The false hope of minimalist living
The secret of life unfolds when one acts not to become happy, but out of happiness
- Swami Viditatmananda
There is a rage sweeping the blogosphere and it’s all about minimalism. I stumbled onto an extreme variant of minimalist living after reading the 100 thing challenge in Times Magazine and first started thinking hard about minimalism after a conversation with my friend Darrick 5 years ago. If you do quick Bing you’ll see dozens of popular blogs out there talking about this topic.
Several years ago I was definitely in a phase of thinking I needed more stuff. This was in part because I had recently graduated from college and literally had nothing but a few suitcases, and old futon mattress and a couple of bicycles. After a few promotions at work and a positive balance in my bank account, I moved out of the small room I renting in a house and into a bigger place in downtown Seattle as gift to myself, complete with nice views of the Space Needle and Elliot Bay, and filled it with furniture and a bunch of other random nonsense and nice electronic gadgetry.
Darrick came into town and stopped by for a visit, the first time we had met in a long time. He walked into my apartment and set his large backpack down on the floor. He joked that my place was super nice, very “cushy” and full of stuff…a lot of stuff for a yogi...I joked that for an overnight stay he brought a more stuff than a Hollywood actress….especially for a guy that was supposedly “living the simple life” as I knew he was downsizing his lifestyle. He mentioned that this was literally all he owned! Everything else had been sold: his cars, homes, business he founded, everything. Over the course of a few years he totally simplified his lifestyle. It blew me away.
If he wanted to get a book, he would give one away since he only had room for 1. Same rule held true for clothing and other stuff, if he wanted to get something new, he had to let go of something old. I thought I had a pretty simple life, but looking around at my over-sized apartment I realized that he took things to a whole new level of simplicity. Darrick went on to travel around the world, and is still living in this way. I think he is on an island in the Pacific eating durian fruit at this very moment .
Since then there have been a whole host of bloggers coming up that talk about the benefits of minimalist living. There have been stories in the mainstream media about it. Many minimalists even have lists of all their possessions, with all kinds of rules around how they count the number of items they own (e.g. do you count socks as 2 items or just the pair? do you count every utensil or just count them all as 1? do you count every razor you own or just treat the batch as 1? etc.). It almost seems like living with few things is the goal, but I find that to be a shallow goal, one that can make it harder to be at peace and really happy over the long term.

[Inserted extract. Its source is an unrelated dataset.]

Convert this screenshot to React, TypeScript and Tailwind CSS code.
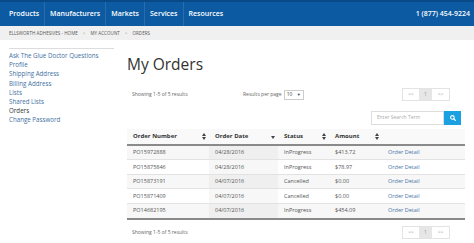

I think that minimalist living carries with it a false hope. The hope is that getting rid of things and not wanting to consume will somehow make you happy.
This is the problem. You can never get rid of everything. You can get rid of all your possessions and even then you are left with your own thoughts! You can get rid of thinking and then you are left with your emotions. You can try to control your emotions and then you are left in the grip of needing to control everything. You can get rid of controlling tendencies and then you are left with a gaping void…the gaping void of not feeling complete because you think there is actually something that you can still rid yourself of that will make you even more happy, but you can’t find anything left to jettison. You continue to search endlessly. Minimalism becomes a crutch.
The false hope of minimalist living is the expectation that it will make you happy. Nothing can make you happy. You can only just choose to be happy.
Happiness is really just your true nature. You can be happy and content as a billionaire with lots of toys just as you can as a monk living in a cave in Bhutan.
What amazes me about my friend Darrick is that he got rid of things not to be happy…but out of happiness. He wanted to see the world and experience new places and people, and realized that the things in his life were just not needed for him to do that. They got in the way, so he got rid of those things. That’s a smart way of going about things. Minimalism should therefore not be a goal, it at best is a potential outcome one has in the process of realizing some deeper purpose. It is a side-affect that may come along as you move along your path.
Instead of trying to get rid of things to be happy and content…be content with whatever you are doing…and then if you have an intention to buy less and live more simply…fantastic…go for it by all means, but let go of the expectation that it will lead to nirvana, you are already there if you are willing to see it.